T wenty-three trillion dollars is an awful lot of money. According to a report from consultancy Towers Watson, global pension assets under management are now at this level, after gaining 15 per cent in size in 2009.
While this growth is an impressive rebound from the losses of 21 per cent suffered by the funds in 2008, the bigger question is what will these schemes do with all of this money?
Undoubtedly, some are in far worse health than others, and hardly in a position to think about anything besides capital preservation. But for the large ones with solid solvency ratios, where next?
There is good reason to believe that 2010, on top of returns that effectively brought schemes back to their pre-crisis levels of assets and solvency, could be the year when several schemes form their own asset management companies and the industry consolidates into fewer, but far larger, pension funds.

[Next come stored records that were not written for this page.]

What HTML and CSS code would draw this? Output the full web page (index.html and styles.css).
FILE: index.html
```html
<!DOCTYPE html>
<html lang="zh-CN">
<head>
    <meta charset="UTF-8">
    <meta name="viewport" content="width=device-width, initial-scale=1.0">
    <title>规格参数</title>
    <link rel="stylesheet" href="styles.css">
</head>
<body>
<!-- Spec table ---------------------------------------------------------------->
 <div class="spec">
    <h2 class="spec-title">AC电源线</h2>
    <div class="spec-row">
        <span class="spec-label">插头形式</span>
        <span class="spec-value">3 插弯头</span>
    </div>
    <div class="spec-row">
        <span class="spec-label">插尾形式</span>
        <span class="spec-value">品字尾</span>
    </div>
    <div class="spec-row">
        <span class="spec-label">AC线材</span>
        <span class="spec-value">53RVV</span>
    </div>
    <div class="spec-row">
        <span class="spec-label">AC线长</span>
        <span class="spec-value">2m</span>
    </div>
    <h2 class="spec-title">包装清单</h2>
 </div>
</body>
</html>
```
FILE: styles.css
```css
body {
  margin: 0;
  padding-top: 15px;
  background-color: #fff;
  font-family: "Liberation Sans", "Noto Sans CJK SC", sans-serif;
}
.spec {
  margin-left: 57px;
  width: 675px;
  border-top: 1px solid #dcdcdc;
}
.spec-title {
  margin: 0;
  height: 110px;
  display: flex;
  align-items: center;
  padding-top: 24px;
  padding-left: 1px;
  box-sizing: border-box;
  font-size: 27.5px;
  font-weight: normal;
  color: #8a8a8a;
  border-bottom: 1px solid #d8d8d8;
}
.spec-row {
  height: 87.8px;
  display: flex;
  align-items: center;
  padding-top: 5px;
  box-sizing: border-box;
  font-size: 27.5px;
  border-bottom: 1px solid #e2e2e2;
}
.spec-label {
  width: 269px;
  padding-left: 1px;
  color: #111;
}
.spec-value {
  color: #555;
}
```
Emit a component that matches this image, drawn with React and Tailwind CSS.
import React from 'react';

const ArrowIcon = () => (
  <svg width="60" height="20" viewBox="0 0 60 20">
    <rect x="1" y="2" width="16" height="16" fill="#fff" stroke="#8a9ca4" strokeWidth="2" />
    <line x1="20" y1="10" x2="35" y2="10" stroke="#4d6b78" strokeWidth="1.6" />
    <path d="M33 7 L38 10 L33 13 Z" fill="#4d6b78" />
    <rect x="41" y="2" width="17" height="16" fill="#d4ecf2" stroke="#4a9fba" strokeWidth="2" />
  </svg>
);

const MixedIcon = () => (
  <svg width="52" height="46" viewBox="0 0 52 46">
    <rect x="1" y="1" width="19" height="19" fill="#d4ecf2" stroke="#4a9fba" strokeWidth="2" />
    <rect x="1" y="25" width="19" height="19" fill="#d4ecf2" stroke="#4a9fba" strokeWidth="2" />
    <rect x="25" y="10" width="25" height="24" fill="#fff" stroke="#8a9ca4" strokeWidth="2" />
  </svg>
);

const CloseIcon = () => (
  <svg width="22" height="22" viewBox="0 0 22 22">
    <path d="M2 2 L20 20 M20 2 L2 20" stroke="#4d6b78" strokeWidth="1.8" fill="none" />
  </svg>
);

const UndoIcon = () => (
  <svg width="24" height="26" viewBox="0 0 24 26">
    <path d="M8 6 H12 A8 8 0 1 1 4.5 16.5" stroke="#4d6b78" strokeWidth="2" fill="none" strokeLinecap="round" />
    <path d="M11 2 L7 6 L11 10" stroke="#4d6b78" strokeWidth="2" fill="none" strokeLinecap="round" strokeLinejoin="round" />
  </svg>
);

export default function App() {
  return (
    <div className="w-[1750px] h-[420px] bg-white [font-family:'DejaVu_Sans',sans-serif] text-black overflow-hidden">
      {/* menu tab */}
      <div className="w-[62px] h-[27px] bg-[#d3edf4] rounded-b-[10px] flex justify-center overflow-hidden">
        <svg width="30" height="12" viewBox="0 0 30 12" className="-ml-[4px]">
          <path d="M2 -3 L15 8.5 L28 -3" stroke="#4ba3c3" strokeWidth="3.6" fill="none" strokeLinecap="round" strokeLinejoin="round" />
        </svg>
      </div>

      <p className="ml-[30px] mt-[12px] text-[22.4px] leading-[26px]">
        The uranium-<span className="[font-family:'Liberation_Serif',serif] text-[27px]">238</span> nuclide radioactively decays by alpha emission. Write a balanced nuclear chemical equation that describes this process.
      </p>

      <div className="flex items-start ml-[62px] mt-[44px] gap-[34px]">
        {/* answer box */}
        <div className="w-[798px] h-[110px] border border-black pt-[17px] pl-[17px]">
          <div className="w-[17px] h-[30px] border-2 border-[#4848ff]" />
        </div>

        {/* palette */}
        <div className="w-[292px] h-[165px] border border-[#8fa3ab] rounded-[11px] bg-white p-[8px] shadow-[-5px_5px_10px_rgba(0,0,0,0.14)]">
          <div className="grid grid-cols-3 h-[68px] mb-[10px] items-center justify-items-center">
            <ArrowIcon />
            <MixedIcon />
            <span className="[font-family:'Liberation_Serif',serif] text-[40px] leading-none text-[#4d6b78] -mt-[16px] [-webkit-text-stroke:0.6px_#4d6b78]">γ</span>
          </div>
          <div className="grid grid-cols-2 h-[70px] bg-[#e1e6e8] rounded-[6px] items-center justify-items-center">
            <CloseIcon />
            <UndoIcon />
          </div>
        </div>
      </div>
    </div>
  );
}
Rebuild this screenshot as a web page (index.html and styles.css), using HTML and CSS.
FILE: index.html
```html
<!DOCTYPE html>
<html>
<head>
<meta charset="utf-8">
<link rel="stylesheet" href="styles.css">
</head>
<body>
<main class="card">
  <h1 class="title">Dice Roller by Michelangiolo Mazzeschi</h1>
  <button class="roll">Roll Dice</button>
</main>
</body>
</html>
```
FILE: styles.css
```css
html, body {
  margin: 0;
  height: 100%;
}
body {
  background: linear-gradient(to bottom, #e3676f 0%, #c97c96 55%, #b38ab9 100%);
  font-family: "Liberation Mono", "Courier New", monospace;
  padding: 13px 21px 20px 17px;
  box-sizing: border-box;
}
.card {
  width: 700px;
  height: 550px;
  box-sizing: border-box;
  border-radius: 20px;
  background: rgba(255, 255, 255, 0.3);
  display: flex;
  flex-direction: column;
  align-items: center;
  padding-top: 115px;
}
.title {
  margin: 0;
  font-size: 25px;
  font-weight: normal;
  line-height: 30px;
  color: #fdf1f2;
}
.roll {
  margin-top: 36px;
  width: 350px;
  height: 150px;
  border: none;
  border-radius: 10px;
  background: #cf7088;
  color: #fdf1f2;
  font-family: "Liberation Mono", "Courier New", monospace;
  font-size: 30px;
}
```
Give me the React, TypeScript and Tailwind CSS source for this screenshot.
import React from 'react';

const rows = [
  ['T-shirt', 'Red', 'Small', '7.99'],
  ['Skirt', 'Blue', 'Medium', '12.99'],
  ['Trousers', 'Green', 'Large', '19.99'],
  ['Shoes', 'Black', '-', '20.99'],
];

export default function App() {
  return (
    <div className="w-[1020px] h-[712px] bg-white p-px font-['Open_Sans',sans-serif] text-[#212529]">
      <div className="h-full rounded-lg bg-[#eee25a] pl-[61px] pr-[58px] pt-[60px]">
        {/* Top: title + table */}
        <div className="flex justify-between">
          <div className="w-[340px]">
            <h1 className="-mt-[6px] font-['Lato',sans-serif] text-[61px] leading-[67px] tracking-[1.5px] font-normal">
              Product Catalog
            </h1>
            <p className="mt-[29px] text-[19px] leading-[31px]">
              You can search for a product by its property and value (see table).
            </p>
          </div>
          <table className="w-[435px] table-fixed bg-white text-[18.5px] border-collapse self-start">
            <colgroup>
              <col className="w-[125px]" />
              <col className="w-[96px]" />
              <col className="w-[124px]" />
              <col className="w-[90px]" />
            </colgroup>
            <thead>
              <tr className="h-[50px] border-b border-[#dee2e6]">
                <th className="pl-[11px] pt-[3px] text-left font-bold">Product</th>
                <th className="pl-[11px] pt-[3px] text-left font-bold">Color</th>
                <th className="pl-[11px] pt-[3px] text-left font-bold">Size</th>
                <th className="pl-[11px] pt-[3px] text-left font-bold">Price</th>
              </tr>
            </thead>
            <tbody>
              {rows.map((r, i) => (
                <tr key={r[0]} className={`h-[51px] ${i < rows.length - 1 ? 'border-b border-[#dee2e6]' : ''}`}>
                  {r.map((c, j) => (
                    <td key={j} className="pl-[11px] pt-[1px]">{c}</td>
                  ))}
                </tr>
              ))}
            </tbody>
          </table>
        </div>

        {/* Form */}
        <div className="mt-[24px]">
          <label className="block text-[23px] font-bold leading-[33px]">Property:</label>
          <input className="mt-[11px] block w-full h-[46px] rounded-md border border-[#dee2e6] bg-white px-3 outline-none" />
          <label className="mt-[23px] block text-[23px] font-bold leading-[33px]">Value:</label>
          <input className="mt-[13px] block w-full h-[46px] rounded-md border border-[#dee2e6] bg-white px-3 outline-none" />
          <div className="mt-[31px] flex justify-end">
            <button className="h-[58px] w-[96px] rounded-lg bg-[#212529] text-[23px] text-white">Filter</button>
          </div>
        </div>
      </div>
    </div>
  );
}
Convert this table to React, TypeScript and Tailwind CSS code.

In Europe, it has been happening for years. Multi-billion-dollar funds like ABP, PGGM and PFA have gone into the asset management business, and so far they hardly seem to regret it. And if they can do it, what is there to stop another gigantic fund like CalPERS or Korea’s National Pension?
They have a decent sales pitch, too. Who better to manage a pension fund’s assets than an experienced and highly successful scheme that has grown remarkably?
For asset managers it is a problem, because an already saturated industry will now have even more competition.
While they are hardly about to go bust, this is a new threat and the asset management industry will have to face it at some point.